Do you feel like you’re being taken for granted in your relationship? Is your partner ignoring your unhappiness and making no effort to fix things? Are you exhausted from dealing with your partner’s insensitivity? Be careful, because you might be dealing with an Energy Vampire. Despite the funny name, these people can be very dangerous and could be slowly wearing you down emotionally and physically. Don’t let them control your life. Keep reading to learn how these people operate and what your options are. With quick action, you can save yourself from their grasp.
What Is An Energy Vampire
Energy vampires (EVs) are people who feed off the kindness and compassion of compassionate, empathetic, and happy people, leaving them drained of their energy. Despite their name’s playful connotation, energy vampires are harmful and can potentially destroy the lives of those around them.
How Do Energy Vampires Thrive
Energy vampires are like demons or mosquitoes that suck your blood. They thrive on their victim’s negative emotions and reactions, known as the “narcissistic supply.” To obtain this supply, they may commit terrible relationship crimes that could make even the most peaceful and composed individuals feel angry, frustrated, or sad. When they successfully provoke such a response, energy vampires feed off it, gaining complete control over their victim’s emotional state.
How Do Energy Vampires Operate
Energy vampires manifest in various forms, such as narcissists, manipulators, and drama queens. They have a talent for inciting emotional reactions in their victims and may do so by aggressively or passive-aggressively provoking, prodding, or poking them. The tactics used by energy vampires can be subtle and covert, making them hard to notice by anyone except the victim.
Here are some examples of their tricks:
Stonewalling or Silent Treatment:
Energy vampires may refuse to communicate or give their victims “the silent treatment” to gain control over the situation. This non-communication is the top-rated weapon of mass torture used by EVs.

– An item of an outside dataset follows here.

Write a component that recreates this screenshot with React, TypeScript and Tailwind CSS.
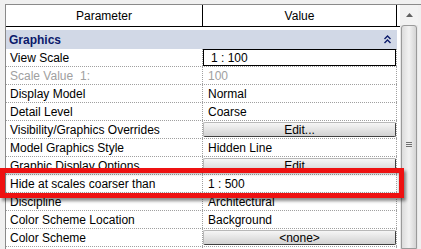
import type { ReactNode } from 'react'

type Row = {
  label: ReactNode
  kind: 'text' | 'input' | 'button' | 'muted'
  value: string
}

const rows: Row[] = [
  { label: 'View Scale', kind: 'input', value: '1 : 100' },
  {
    label: (
      <span className="flex text-[#a0a0a0]">
        <span className="w-[70px]">Scale Value</span>
        <span>1:</span>
      </span>
    ),
    kind: 'muted',
    value: '100',
  },
  { label: 'Display Model', kind: 'text', value: 'Normal' },
  { label: 'Detail Level', kind: 'text', value: 'Coarse' },
  { label: 'Visibility/Graphics Overrides', kind: 'button', value: 'Edit...' },
  { label: 'Model Graphics Style', kind: 'text', value: 'Hidden Line' },
  { label: 'Graphic Display Options', kind: 'button', value: 'Edit...' },
  { label: 'Hide at scales coarser than', kind: 'text', value: '1 : 500' },
  { label: 'Discipline', kind: 'text', value: 'Architectural' },
  { label: 'Color Scheme Location', kind: 'text', value: 'Background' },
  { label: 'Color Scheme', kind: 'button', value: '<none>' },
  { label: '', kind: 'text', value: '' },
]

function ValueCell({ row }: { row: Row }) {
  if (row.kind === 'input') {
    return (
      <div className="flex h-full items-center border border-black bg-white pl-[7px]">{row.value}</div>
    )
  }
  if (row.kind === 'button') {
    return (
      <div className="flex h-[15px] items-center justify-center rounded-[2px] border border-[#b8b8b8] border-r-[#404040] border-b-[#404040] bg-gradient-to-b from-[#f6f6f6] to-[#d2d2d2] leading-none">
        {row.value}
      </div>
    )
  }
  return (
    <div className={`flex h-full items-center pl-[5px] ${row.kind === 'muted' ? 'text-[#a0a0a0]' : ''}`}>{row.value}</div>
  )
}

export default function App() {
  return (
    <div className="relative h-[249px] w-[421px] overflow-hidden bg-[#f0f0f0] font-['Liberation_Sans',sans-serif] text-[12px] text-black">
      <div className="ml-[5px] mt-[4px] flex h-[245px] border-l border-t border-[#8a8a8a]">
        {/* grid */}
        <div className="w-[394px] bg-white">
          <div className="flex h-[22px] border-b border-black">
            <div className="flex w-[197px] items-center justify-center border-r border-black">Parameter</div>
            <div className="flex w-[194px] items-center justify-center border-r border-black">Value</div>
          </div>
          <div className="mt-[3px] flex h-[19px] w-[391px] items-center justify-between bg-[#d1d8e6] pl-[3px] pr-[6px]">
            <span className="font-bold text-[#0b1a6b]">Graphics</span>
            <svg width="7" height="9" viewBox="0 0 7 9" className="text-[#0b1a6b]">
              <path d="M0.5 4 L3.5 1 L6.5 4 M0.5 8 L3.5 5 L6.5 8" fill="none" stroke="currentColor" strokeWidth="1.4" />
            </svg>
          </div>
          {rows.map((row, i) => (
            <div key={i} className="flex h-[18px] w-[391px] border-b border-dotted border-[#a0a0a0]">
              <div className="flex w-[197px] items-center border-r border-dotted border-[#a0a0a0] pl-[4px]">
                {row.label}
              </div>
              <div className="flex w-[194px] flex-col justify-center border-r border-dotted border-[#a0a0a0]">
                <ValueCell row={row} />
              </div>
            </div>
          ))}
        </div>
        {/* scrollbar */}
        <div className="flex w-[18px] flex-col bg-[#e8e8e8]">
          <div className="flex h-[20px] items-center justify-center bg-[#f2f2f2]">
            <svg width="7" height="4" viewBox="0 0 7 4">
              <path d="M0 4 L3.5 0 L7 4 Z" fill="#606060" />
            </svg>
          </div>
          <div className="ml-[1px] mr-[1px] flex flex-1 flex-col items-center rounded-t-[3px] border border-[#9a9a9a] bg-gradient-to-r from-[#dcdcdc] via-[#f2f2f2] to-[#d4d4d4] pt-[116px]">
            <div className="flex flex-col gap-[1px]">
              <span className="h-px w-[6px] bg-[#707070]" />
              <span className="h-px w-[6px] bg-[#707070]" />
              <span className="h-px w-[6px] bg-[#707070]" />
            </div>
          </div>
        </div>
        <div className="flex-1 bg-[#f0f0f0]" />
      </div>

      {/* highlight annotation */}
      <div className="absolute left-0 top-[168px] h-[30px] w-[404px] border-[5px] border-[#ee1111] shadow-[2px_3px_3px_rgba(0,0,0,0.45),inset_0_1px_3px_rgba(0,0,0,0.35)]" />
    </div>
  )
}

Withholding Affection or Intimacy:
One of the most common relationship crimes energy vampires commit is withholding affection or intimacy as a means of punishment and manipulation. This tactic also gives them control over the love languages essential to the relationship.
Using Sex as a Currency:
Energy vampires may use sex as a means to control their victim, or they may withhold it to gain the upper hand in the relationship. By not initiating sexual interaction themselves, they reserve the right to grant or reject their partner’s advances. Suppose their partner also stops making the first move. In that case, the relationship could become completely sexless, leading to another major disaster. Click here to read “Risks and Benefits Of Making The First Move; Or Not.“
Refusing to Accept Responsibility:
Energy vampires almost always refuse to take responsibility for the hurt and agony they cause their victims. Instead, they may try to turn the situation around and convince the victim that something is wrong with them, effectively making themselves the victim. This tactic is classic “gaslighting.”

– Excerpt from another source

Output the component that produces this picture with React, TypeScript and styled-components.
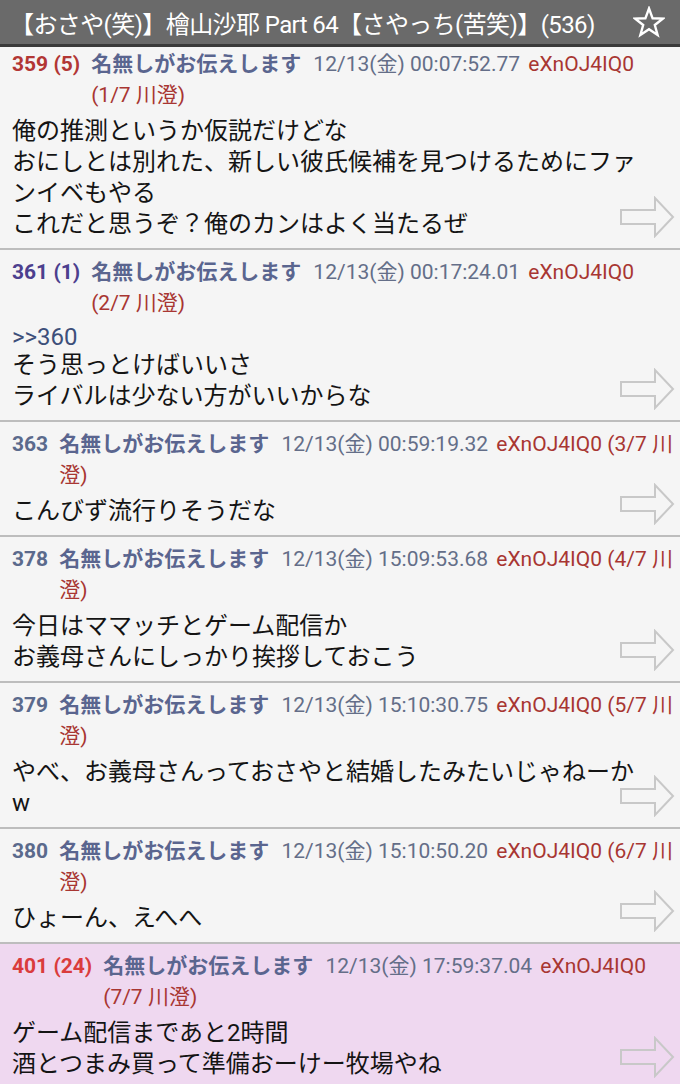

Avoiding Conflict Resolution:
Energy vampires may refuse to resolve conflicts because they do not want to take ownership of their misdeeds. This lack of accountability prolongs the suffering and tension in the relationship and can cause severe trauma to their victims. To understand this better, read “Reasons Why Some People Will Never Say Sorry.“
Playing the Victim:
Their tactic of acting like the victim when confronted about their behavior is a way of shifting the blame onto their victim and avoiding responsibility. This behavior is another example of “gaslighting.”
Sarcasm and Backhanded Compliments:
Energy vampires often insult their victims with sarcasm and backhanded compliments while maintaining plausible deniability. If confronted, they will conveniently act innocent and flip the question with, “What did I do?” This technique, too, can be classified as “gaslighting.”
Energy vampires often employ the nasty tactic of sulking, pouting, or being in a bad mood without apparent reason. They purposely avoid communication and refuse to explain their behavior, leaving their partner to wonder, “What did I do this time?” As a result, it creates an environment where the victim constantly walks on eggshells, a form of emotional abuse.
Punishing You for Being Happy:
Energy vampires don’t care about the needs or desires of others. Suppose their partner chooses something that makes them happy but goes against the vampire’s wishes. In that case, it can trigger a torturous cycle of narcissistic abuse; this could involve some or all of the above mechanisms to punish the victim.
As a relationship counselor, I recommend recognizing energy vampires to defend yourself against their mischief. They provoke you to react with anger or frustration to feed on your energy. Please don’t give them satisfaction. Ignore them completely. Act like they don’t exist.
Don’t let energy vampires drain your life force. You can stop them by refusing to react to their manipulations. Hopefully, with some effort, you may force them to change; or move on to another victim by depriving them of their supply.